One of the hardest things I’ve experienced lately is visiting my grandma in the nursing home. For those that don’t know, she was involved in an accident earlier this year at the grocery store and broke her leg. She started out at the nursing home after leaving the hospital for rehabilitation, but it was later decided that the nursing home was the safest place for her long term.
Looking back, I am positive that this was preventable. If she had kept herself in better shape physically, she would have healed more completely and would probably be out of a wheelchair by now, 10 months later. She may not have broken her leg at all in the fall if she had more muscle to protect her and her bones would not have been as brittle. She had severe osteoporosis quite badly, and didn’t even know it until after the fact. She could have been getting appropriate medical attention beforehand in addition to exercise, and her body would have been far less delicate. A lot of her injuries would have been minimized, and she may have recovered completely.
This is all a very big “what if,” though…
If she were home, she would undoubtedly be happier. She received in-home care in the past and formed an important bond with her caregiver. She still comes to visit my grandma in the nursing home, even though she no longer works for the same care service. It’s a small thing, but my grandma truly appreciates it and looks forward to it. This is but one of the many things that separates in-home care from every other type of care out there. The caregivers are almost always there for the people they serve rather than just the paycheck.

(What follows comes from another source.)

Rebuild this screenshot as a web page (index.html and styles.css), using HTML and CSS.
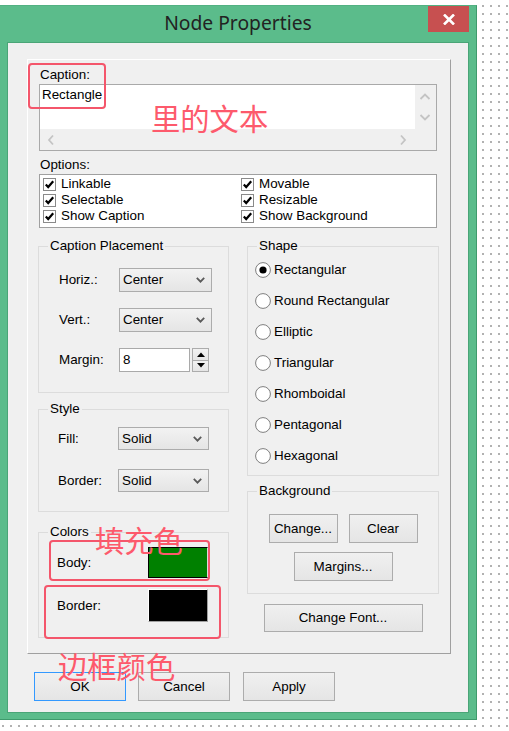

This is one of the key things to look for in an in-home caregiver. Yes, you want someone that is skilled at what they do, but you also want someone that is kind, compassionate, and loving toward the person that they are caring for. In this case, that’s probably your parent or grandparent. A caregiver that cares more about other people that making money is always in your best interest because they will go above and beyond to make sure that they are providing the highest quality care possible. This is what happened with my grandma and her caregiver, and it’s something that should happen with every pairing that is made, regardless of where it’s made. In-home care is a great way to ensure that this happens, but it can take place at an assisted living facility, too. The difference is the fact that in-home care ensures a one-to-one setting, whereas assisted living has more elderly people per caregiver in most instances.
Seeing a loved one in a nursing home is difficult, but sometimes it’s necessary in extreme cases. However, like with my grandma, sometimes the severity of these extreme cases could have been prevented with some foresight. I wish that this had been the case with my family, but there still may be time for you to prevent this from happening with yours.